Insight 2: Designers take risks to learn
Designers are hooked on learning, and embracing and amplifying risk is a way to learn. That increases the likelihood of designing a new and better experience for a user. So if you were to poke your head inside the door of a ‘business-by-design’ organisation, would it look like a scene out of Mission Impossible? Would designers be riding motorcycles with scissors in their hands or setting things on fire to see what happens in the name of positive impact? Not exactly. There’s something keeping the paramedics and firetrucks away.

Insight 3: Designers embrace risk, but their process of thinking mitigates it
Design thinking uniquely combines conscious risk taking with structured risk mitigation. This is a fascinating paradox: designers embrace risk, but the way they think mitigates it. Each of the three behavioural building blocks of design thinking—empathy, prototyping, and storytelling—serves to simultaneously embrace and mitigate risk.

Empathy
Design thinking starts with people and looks for evidence of desire.
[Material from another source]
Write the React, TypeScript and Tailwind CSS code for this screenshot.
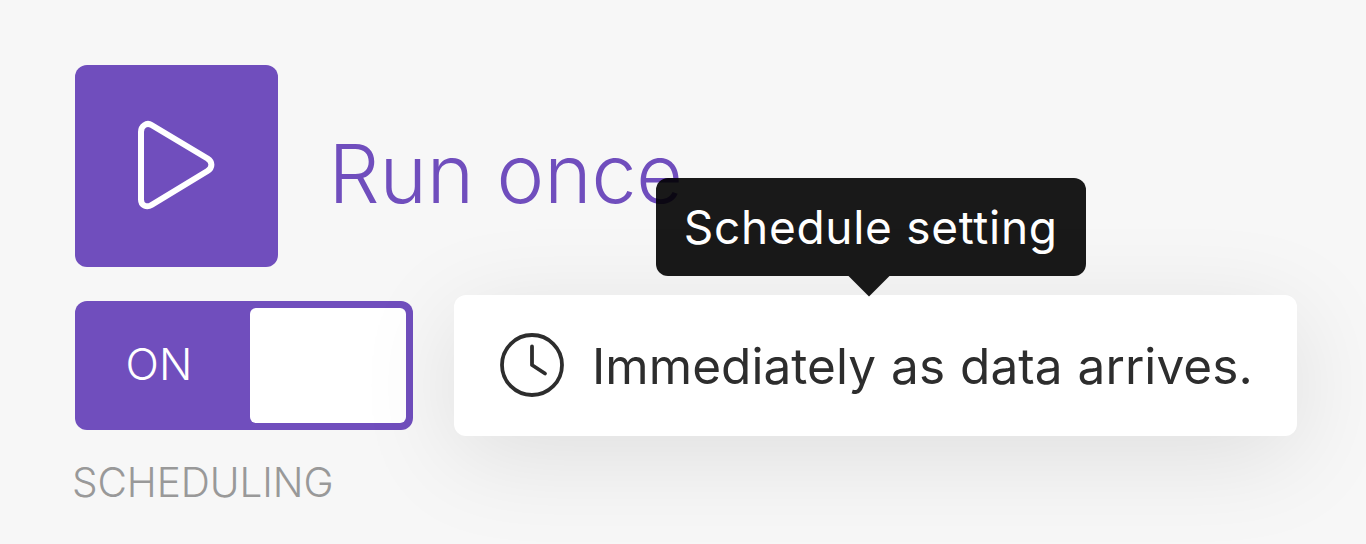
import { useState } from "react";

const PlayIcon = () => (
  <svg width="80" height="92" viewBox="0 0 80 92" fill="none">
    <path
      d="M5 12v67.500c0 6 5.600 8.500 10.500 5.500l56-34c5.200-3.200 5.200-9.200 0-12.500l-56-33.500C10.600 2 5 6 5 12z"
      stroke="white"
      strokeWidth="6"
      strokeLinejoin="round"
    />
  </svg>
);

const ClockIcon = () => (
  <svg width="66" height="66" viewBox="0 0 66 66" fill="none" className="shrink-0">
    <circle cx="33" cy="33" r="30" stroke="#2d2d2d" strokeWidth="3.800" />
    <path
      d="M33 14.500v18.500l13 8.500"
      stroke="#2d2d2d"
      strokeWidth="3.800"
      strokeLinecap="round"
      strokeLinejoin="round"
    />
  </svg>
);

const Tooltip = ({ text }: { text: string }) => (
  <div className="absolute left-[202px] top-[-116.5px] flex h-[97.5px] w-[429.5px] items-start justify-center rounded-[12px] bg-black/90 pt-[25.500px]">
    <span className="whitespace-nowrap text-[46px] leading-none tracking-[0.7px] text-white">
      {text}
    </span>
    <svg
      width="42"
      height="21"
      viewBox="0 0 42 21"
      className="absolute left-[192px] top-full"
    >
      <path d="M0.500 0h41L21 20.500z" fill="black" fillOpacity="0.9" />
    </svg>
  </div>
);

const App: React.FC = () => {
  const [isOn, setIsOn] = useState<boolean>(true);

  return (
    <main className="h-[544px] w-full overflow-hidden bg-[#f7f7f7] pl-[75px] pt-[65px] font-['Inter',sans-serif]">
      <div className="flex h-[202px] items-start">
        <button className="flex h-[202px] w-[202.5px] items-center justify-center rounded-[12px] bg-[#704ebd]">
          <PlayIcon />
        </button>
        <span className="ml-[51px] mt-[69px] whitespace-nowrap text-[80.5px] font-light leading-none tracking-[-0.1px] text-[#704ebd]">
          Run once
        </span>
      </div>

      <div className="flex items-start pt-[27.500px]">
        <div className="mt-[6.500px] w-[338px]">
          <button
            onClick={() => setIsOn((prev) => !prev)}
            className={
              isOn
                ? "flex h-[128.5px] w-full items-start justify-between rounded-[12px] bg-[#704ebd] p-[6.500px] pr-[7px]"
                : "flex h-[128.5px] w-full flex-row-reverse items-start justify-between rounded-[12px] bg-[#9b9b9b] p-[6.500px]"
            }
          >
            <span className="ml-[44px] mt-[34.500px] text-[44px] font-light leading-none text-white">
              {isOn ? "ON" : "OFF"}
            </span>
            <span className="h-[115px] w-[156px] rounded-[6px] bg-white" />
          </button>
          <div className="mt-[33.500px] whitespace-nowrap text-[40.5px] font-light leading-none tracking-[-0.1px] text-[#999999]">
            <span className="-ml-[3px]">SCHEDULING</span>
          </div>
        </div>

        <div className="relative ml-[41px] flex h-[141.5px] w-[843px] items-start rounded-[12px] bg-white pl-[45px] pt-[37.500px] shadow-[0_20px_100px_rgba(0,0,0,0.1)]">
          <ClockIcon />
          <span className="ml-[27px] mt-[10px] whitespace-nowrap text-[49.5px] leading-none tracking-[0.05px] text-[#2d2d2d] [word-spacing:1px]">
            Immediately as data arrives.
          </span>
          <Tooltip text="Schedule setting" />
        </div>
      </div>
    </main>
  );
};

export default App;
This is one of the most fundamental ways to mitigate risk because marketing things that people don’t want increases one’s risk of failure substantially. In a recent innovation project, design thinkers from both IDEO and a bicycle-manufacturing client listened deeply to what potential customers said. They reached a surprising conclusion: instead of a desire for more technical ‘extreme’ biking experiences, what non-consumers of modern bicycles desired was a simpler, more joyful biking experience. And so they designed a much simpler experience, at the root of which is a bike with a simple foot-operated brake and an automatic gearbox. Risky? Yes, but only relative to the ingrained bias of the bicycling industry.


Prototyping
Design thinking encourages you to gath
er feedback long before an idea, concept or story is finished. A prototype, in the hands of a design thinker, is finished when it can teach them something. The goal of prototyping is to accelerate feedback and failure. Failing indicates that you haven’t quite yet nailed the experience, and suggests what you might try next. Prototyping lets you find problems, but it also teaches you to ‘let go’ of ideas that aren’t fruitful. Imagine what could have been if the creators of global mobile phone service Iridium had approached their challenge of orbiting 77 geo-stationary communications satellites from a prototyping mindset. In addition to the service being expensive, a severe drawback of Iridium was a lack of user satisfaction with the phone handsets, which were bulky and didn’t work well inside buildings—both fundamental value-proposition flaws. Could the Iridium team have used prototyping to uncover these and other system flaws while they were still actionable?

Storytelling

Crafting and telling simple, emotional, concrete stories is a critical part of design thinking. Focusing on storytelling ensures that the essence of the value proposition is communicated and understood in a way that allows people within an organisation to learn and act. Telling stories that people can internalise is a way to reduce execution risk—they will execute with a common vision in mind. In the absence of data and direct execution experience, well-told stories might be the only way to inspire action and ensure that all parts of an organisation are on the same page.

Recently Len Wolin, a senior director of program management at Ritz-Carlton, was looking for ways to “bring a little something extra out of each hotel that would help to make the experience personal, unique, and memorable”. An IDEO team worked with his organisation to create a set of ‘scenography’ workbooks meant to help each individual hotel create localised service experiences, such as a warm, personalised check-in process or a ‘big night in’. These workbooks outlined the key elements of experience scenes using a series of photos that told an evocative story. The key was to communicate the principles driving the Ritz brand experience without prescribing the solution for individual hotels. Storytelling like this created broad corporate alignment and encouraged local creativity all at once, a wonderful formula for effective execution.